Aqui vale lembrar que o medo da não reprodução, levando à uma hipotética extinção da humanidade, é totalmente descabida na condição humana atual. Além de sermos mais de 7 bilhões, não estamos em risco de extinção. Tal pensamento só fazia sentido na idade do bronze, quando a primeira religião abraâmica começou a se formar. Naquele tempo, temer a extinção por não reprodução fazia algum sentido. Hoje esse risco inexiste, principalmente se tentar relacionar essa causa de extinção à pessoas LGBT.
Outra parte da manipulação do conceito de família se dá pela idéia de que só é família se tiver parentesco. Esta idéia equivocada só encontra respaldo dentro da ótica religiosa, onde família é um conceito criado por Deus.

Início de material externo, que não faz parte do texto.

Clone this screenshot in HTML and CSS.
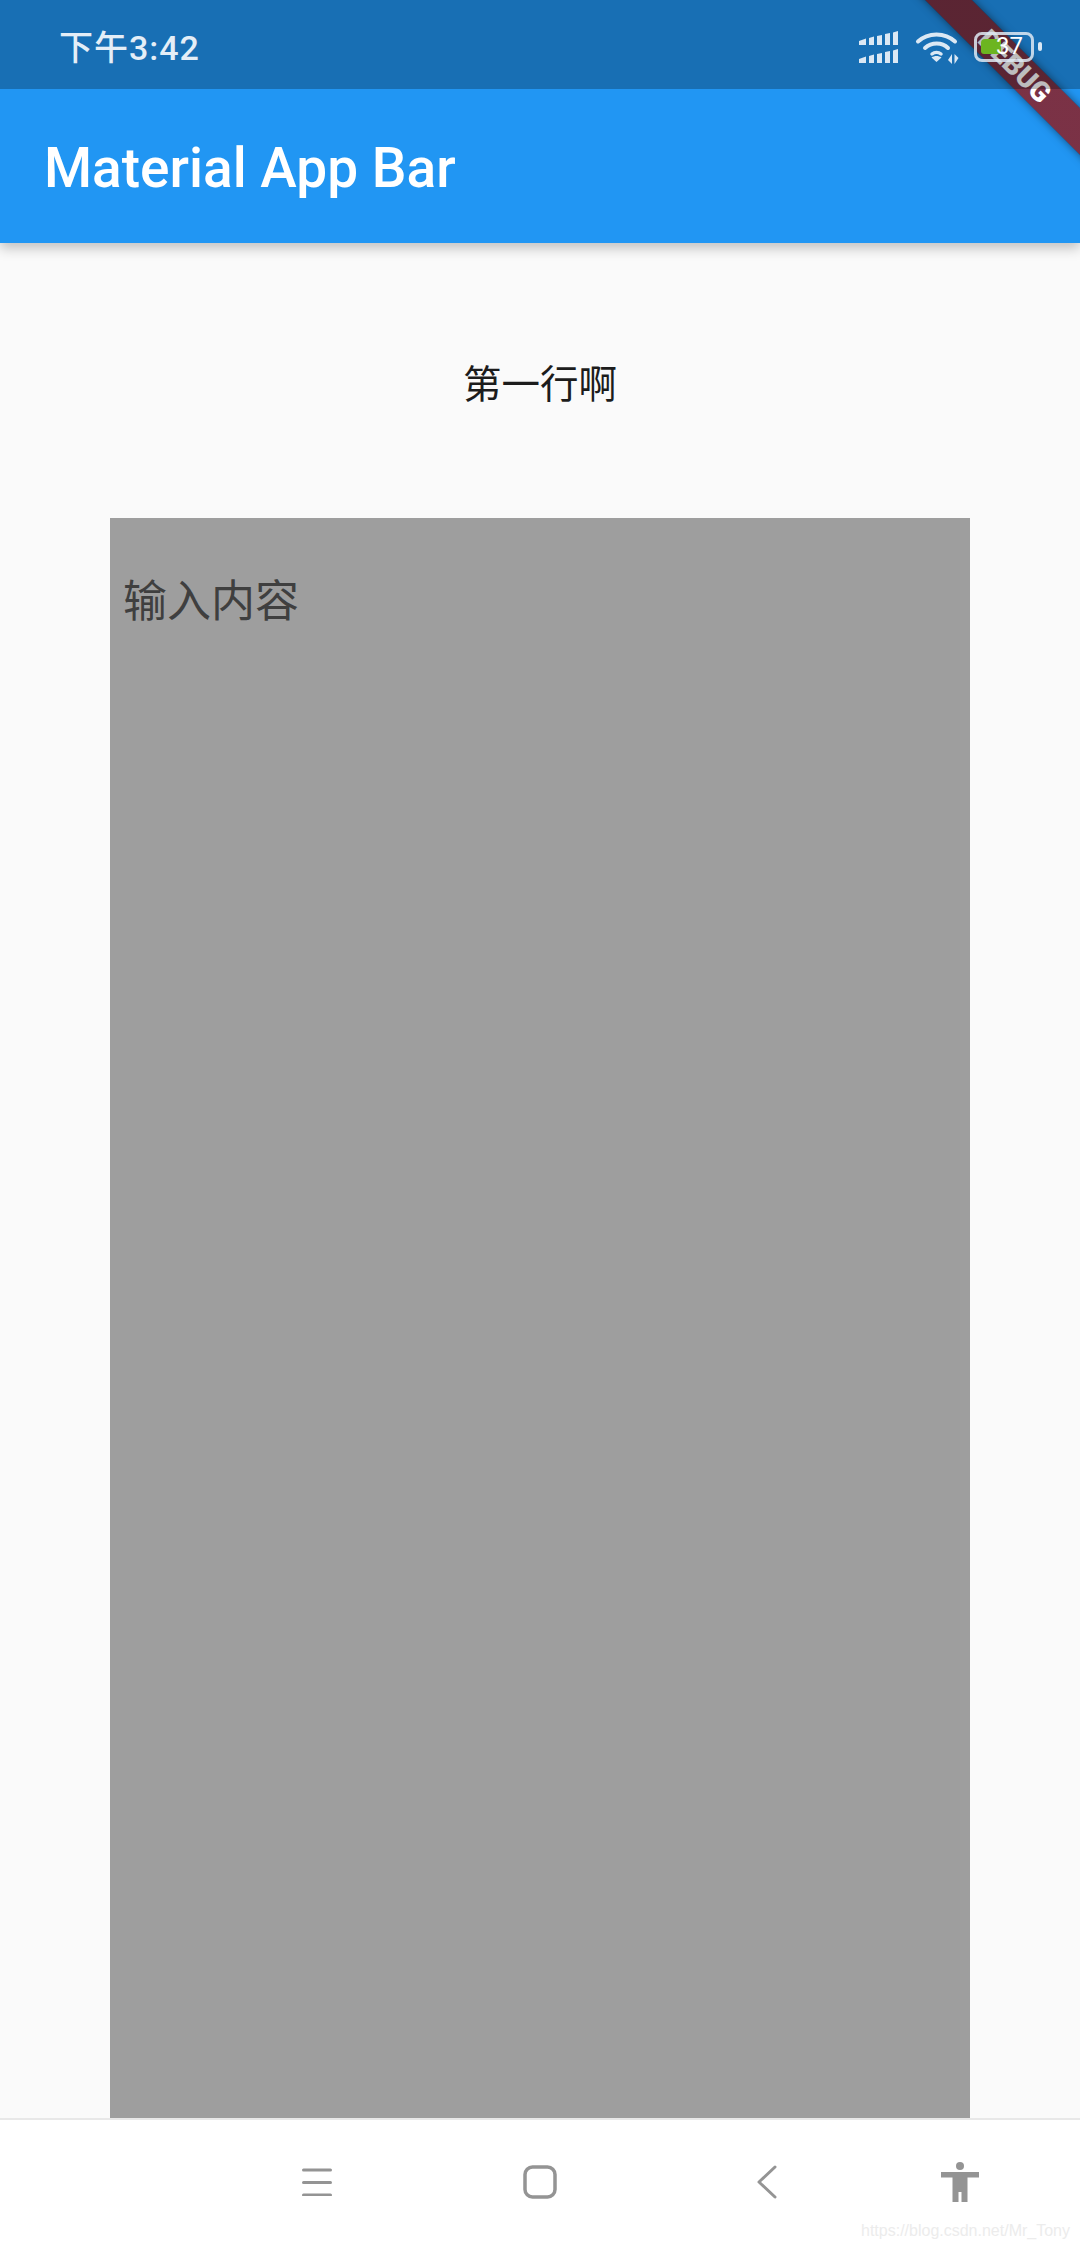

Do ponto de vista antropológico, este conceito se prova errado. Famílias inteiras foram formadas unindo parentes e amigos (pessoas que não tinham parentesco de sangue mas que faziam inequivocamente parte da estrutura social conhecida como família).
Resumo da ópera: não apenas o conceito de família não está ameaçada, como a aceitação das diferenças na sociedade não é opressão ou falta de respeito. Pelo contrário, a aceitação da diferença é o fim da opressão.
Digo mais, nem mesmo o modelo de família por eles defendidos sobre o nome de “tradicional”, se encontra ameaçada diante da aceitação das Identidades de Gênero e Orientações Sexuais. A existência de outros modelos de família não ameaçam a existência e permanência da “tradicional” (lembra da falácia do “comigo ou contra mim”, pois é). Pessoas adeptas e crentes das religiões abraâmicas continuarão existindo e preservando em seus núcleos este modelo de família.
A ameaça é uma mentira. E a intolerância, sobre a forma de “não sou obrigado a gostar”, não é uma virtude, e sim uma teimosia egocêntrica. As pessoas LGBT não precisam de sua aprovação pra existirem.
Vamos considerar estes mitos como detonados, ok?